The agency said the number of people unemployed rose by 237,400 people in the first three months of the year, a 1.1 percent increase from the previous quarter. The total out of work stood at 6.2 million people, the first time the number has breached the 6-million mark.

Unsurprisingly, the details of the report make for grim reading.

The number of people considered long-term unemployed — out of a job for more than a year — increased to 3.5 million while the unemployment rate for those aged younger than 25 was a staggering 57 percent. The government body said its survey found the number of households without anyone working had risen by 72,400 to a 1.91 million.

“The situation is really bad, with all the cuts that there have been. There are families that are going through a bad time because a lot of families have all the members unemployed and they don't have any income,” said shop assistant Rodrigo Limpias , 30.

Labor Ministry employment secretary Engracia Hidalgo described the figures as “dramatic” but said the government was working nonstop to try make Spain a job creator once again.

Spain has been in recession for much of the past four years as it struggles to deal with the collapse of its once-booming real estate sector in 2008. In the previous decade its economy was thriving, generating millions of jobs.

In just over a year in office, the conservative government has begun a series of financial and labor reforms and pursued a raft of spending cuts and tax increases that have managed to reduce a swollen deficit. Even so, the country had the highest budget deficit among the 17 European Union countries that use the euro in 2012.

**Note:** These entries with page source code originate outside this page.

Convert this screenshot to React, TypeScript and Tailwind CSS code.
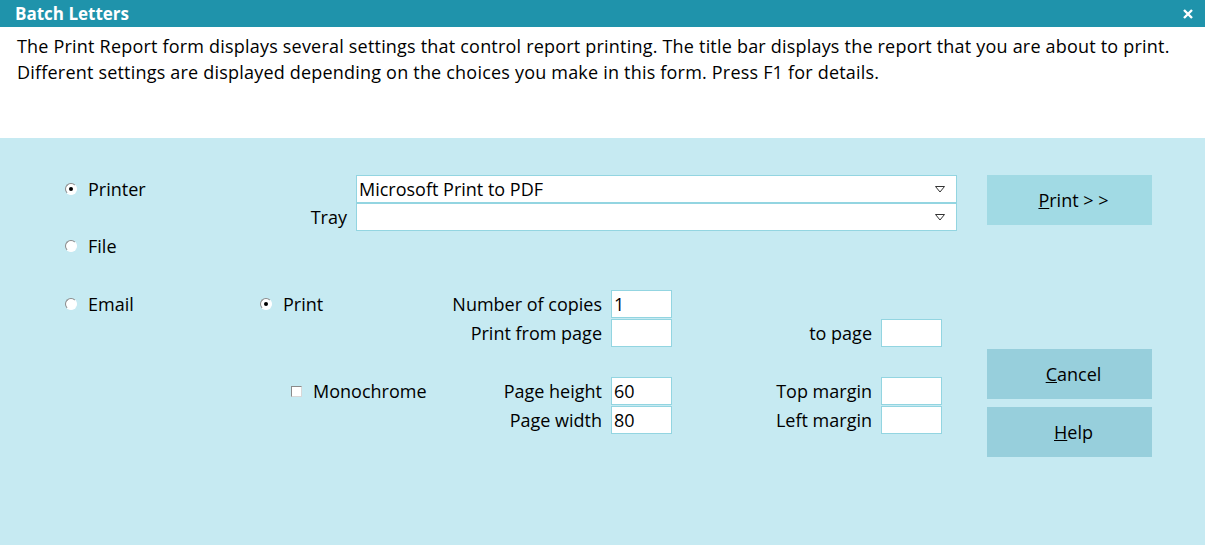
import React from "react";

const font = { fontFamily: '"Open Sans", "Noto Sans", sans-serif' };

function Radio({ checked, label }: { checked?: boolean; label: string }) {
  return (
    <div className="flex items-center h-[28px]">
      <span className="w-[12px] h-[12px] rounded-full bg-white border border-t-[#8a8a8a] border-l-[#8a8a8a] border-r-white border-b-white shrink-0 flex items-center justify-center">
        {checked && <span className="w-[4px] h-[4px] rounded-full bg-black" />}
      </span>
      <span className="ml-[11px] text-[18px] text-black">{label}</span>
    </div>
  );
}

function Box({ value }: { value?: string }) {
  return (
    <div className="w-[61px] h-[28px] bg-white border border-[#93d5e1] flex items-center pl-[2px] text-[18px] text-black">
      {value}
    </div>
  );
}

function Combo({ value }: { value?: string }) {
  return (
    <div className="w-[601px] h-[28px] bg-white border border-[#93d5e1] flex items-center justify-between pl-[2px] pr-[11px] text-[18px] text-black">
      <span>{value}</span>
      <svg width="10" height="7" viewBox="0 0 10 7">
        <path d="M0.5 0.5 H9.5 L5 6 Z" fill="none" stroke="#333" strokeWidth="1" />
      </svg>
    </div>
  );
}

function Label({ text, width }: { text: string; width: string }) {
  return <div className={`${width} h-[28px] flex items-center justify-end pr-[9px] text-[18px] text-black`}>{text}</div>;
}

export default function App() {
  return (
    <div className="w-[1205px] h-[545px] flex flex-col bg-[#c6eaf2] overflow-hidden" style={font}>
      <div className="h-[27px] bg-[#1f93ab] flex items-center justify-between pl-[15px] pr-[12px] shrink-0">
        <span className="text-white font-bold text-[17px]">Batch Letters</span>
        <svg width="10" height="10" viewBox="0 0 10 10">
          <path d="M1 1 L9 9 M9 1 L1 9" stroke="white" strokeWidth="2.4" />
        </svg>
      </div>

      <div className="h-[111px] bg-white pl-[17px] pt-[6px] text-[18px] leading-[26px] tracking-[0.2px] text-black shrink-0">
        <p>
          The Print Report form displays several settings that control report printing. The title bar displays the report
          that you are about to print.
        </p>
        <p>Different settings are displayed depending on the choices you make in this form. Press F1 for details.</p>
      </div>

      <div className="flex pt-[37px]">
        <div className="w-[987px] shrink-0">
          <div className="flex pl-[65px]">
            <div className="w-[282px] flex flex-col">
              <Radio checked label="Printer" />
              <div className="h-[28px] flex items-center justify-end text-[18px] text-black">Tray</div>
            </div>
            <div className="ml-[9px] flex flex-col">
              <Combo value="Microsoft Print to PDF" />
              <Combo />
            </div>
          </div>

          <div className="pl-[65px] mt-[1px]">
            <Radio label="File" />
          </div>

          <div className="flex pl-[65px] mt-[30px]">
            <div className="w-[195px]">
              <Radio label="Email" />
            </div>
            <div className="w-[180px]">
              <Radio checked label="Print" />
            </div>
            <div className="flex flex-col gap-[1px]">
              <div className="flex">
                <Label text="Number of copies" width="w-[171px]" />
                <Box value="1" />
              </div>
              <div className="flex">
                <Label text="Print from page" width="w-[171px]" />
                <Box />
              </div>
            </div>
            <div className="flex flex-col gap-[1px]">
              <div className="h-[28px]" />
              <div className="flex">
                <Label text="to page" width="w-[209px]" />
                <Box />
              </div>
            </div>
          </div>

          <div className="flex pl-[65px] mt-[30px]">
            <div className="w-[195px]" />
            <div className="w-[180px] pl-[31px]">
              <div className="flex items-center h-[28px]">
                <span className="w-[11px] h-[11px] bg-white border border-t-[#8a8a8a] border-l-[#8a8a8a] border-r-[#d8d8d8] border-b-[#d8d8d8] shrink-0" />
                <span className="ml-[11px] text-[18px] text-black">Monochrome</span>
              </div>
            </div>
            <div className="flex flex-col gap-[1px]">
              <div className="flex">
                <Label text="Page height" width="w-[171px]" />
                <Box value="60" />
              </div>
              <div className="flex">
                <Label text="Page width" width="w-[171px]" />
                <Box value="80" />
              </div>
            </div>
            <div className="flex flex-col gap-[1px]">
              <div className="flex">
                <Label text="Top margin" width="w-[209px]" />
                <Box />
              </div>
              <div className="flex">
                <Label text="Left margin" width="w-[209px]" />
                <Box />
              </div>
            </div>
          </div>
        </div>

        <div className="flex flex-col w-[165px]">
          <button className="h-[50px] pl-[8px] bg-[#a1dae4] text-[18px] text-black">
            <span className="underline">P</span>rint &gt; &gt;
          </button>
          <button className="h-[50px] pl-[8px] mt-[124px] bg-[#97cfdc] text-[18px] text-black">
            <span className="underline">C</span>ancel
          </button>
          <button className="h-[50px] pl-[8px] mt-[8px] bg-[#97cfdc] text-[18px] text-black">
            <span className="underline">H</span>elp
          </button>
        </div>
      </div>
    </div>
  );
}
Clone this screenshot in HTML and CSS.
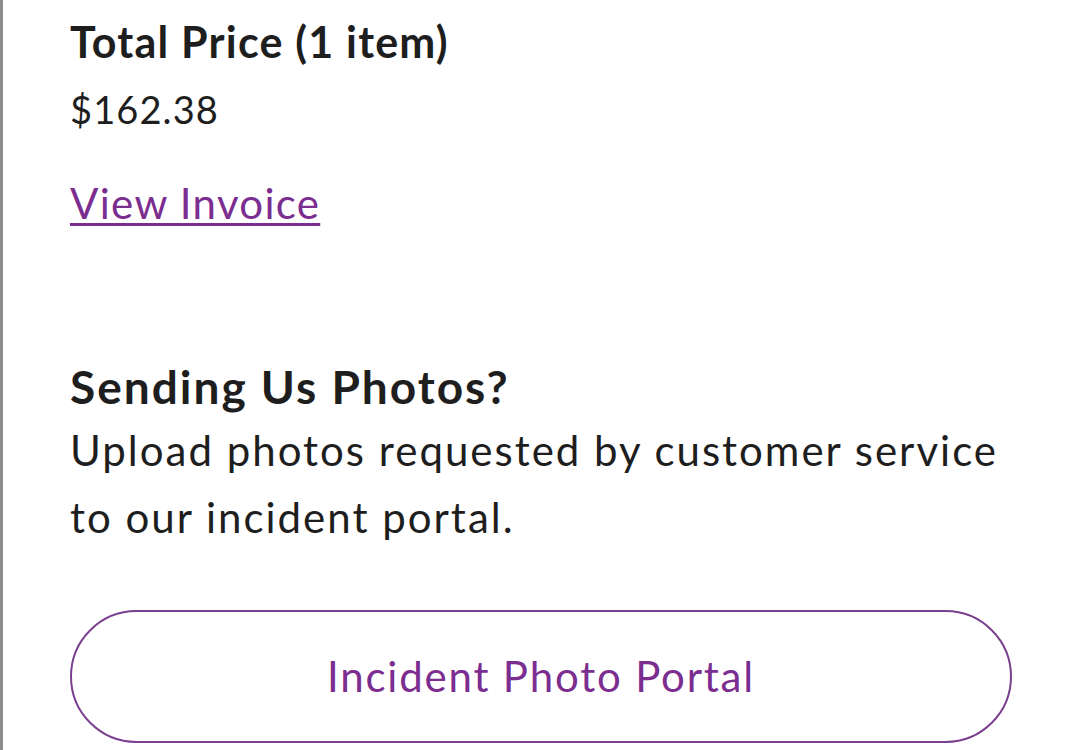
FILE: index.html
```html
<!DOCTYPE html>
<html lang="en">
<head>
    <meta charset="UTF-8">
    <meta name="viewport" content="width=device-width, initial-scale=1.0">
    <title>Order Details</title>
    <link rel="stylesheet" href="styles.css">
</head>
<body>
    <div class="order-panel">
        <section class="price-block">
            <h2 class="block-title">Total Price (1 item)</h2>
            <p class="price">$162.38</p>
            <a href="#" class="invoice-link">View Invoice</a>
        </section>
        <section class="photos-block">
            <h2 class="block-title large">Sending Us Photos?</h2>
            <p class="photos-text">Upload photos requested by customer service to our incident portal.</p>
            <button class="outline-button">Incident Photo Portal</button>
        </section>
    </div>
</body>
</html>
```

FILE: styles.css
```css
body, html {
    margin: 0;
    padding: 0;
    font-family: Lato, "Noto Sans", sans-serif;
    background-color: #ffffff;
    color: #1e1e1e;
}
.order-panel {
    height: 750px;
    box-sizing: border-box;
    border-left: 3px solid #8c8c8c;
    padding: 0 68px 0 67px;
    display: flex;
    flex-direction: column;
    overflow: hidden;
}
.block-title {
    margin: 0;
    font-size: 43px;
    font-weight: bold;
    line-height: 60px;
    letter-spacing: 1.2px;
}
.block-title.large {
    font-size: 46px;
    letter-spacing: 2px;
}
.price-block {
    padding-top: 12px;
}
.price {
    margin: 6px 0 0;
    font-size: 38px;
    line-height: 62px;
    letter-spacing: 1.1px;
}
.invoice-link {
    display: inline-block;
    margin-top: 35px;
    font-size: 42px;
    line-height: 56px;
    letter-spacing: 1.3px;
    color: #7b2d90;
    text-decoration: underline;
    text-decoration-thickness: 3px;
    text-underline-offset: 4px;
}
.photos-block {
    padding-top: 126px;
}
.photos-text {
    margin: 0;
    font-size: 42px;
    line-height: 67px;
    letter-spacing: 2px;
}
.outline-button {
    margin-top: 59px;
    width: 100%;
    height: 133px;
    border: 2px solid #7b3f8f;
    border-radius: 67px;
    background: none;
    color: #7b2d90;
    font-family: inherit;
    font-size: 42px;
    letter-spacing: 1.8px;
    padding-bottom: 2px;
    cursor: pointer;
}
```
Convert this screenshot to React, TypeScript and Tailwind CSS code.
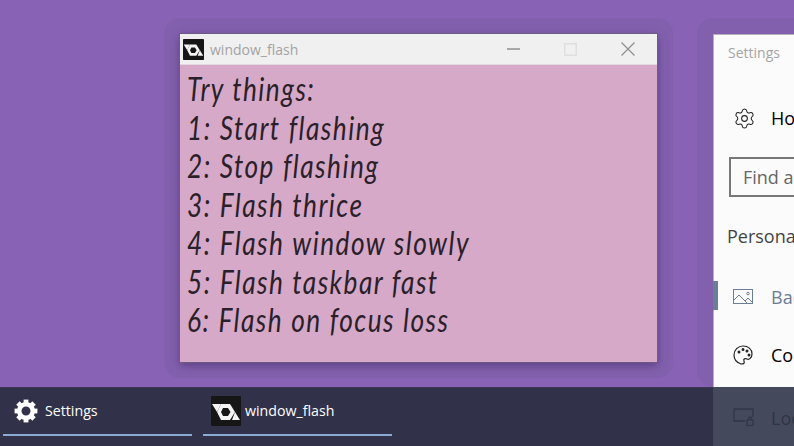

“This is getting worse every day. (The government) has no solution, there are more and more people unemployed and we don't have enough to eat,” said Maria Carmen Huerta, 55, an unemployed IT worker.

The government's handling of the crisis has sparked almost daily protests.

On Thursday, 1,400 police were to be deployed around Parliament and the building was totally cordoned off ahead of an evening demonstration. Parliament canceled its session for the day but blamed reasons other than the rally.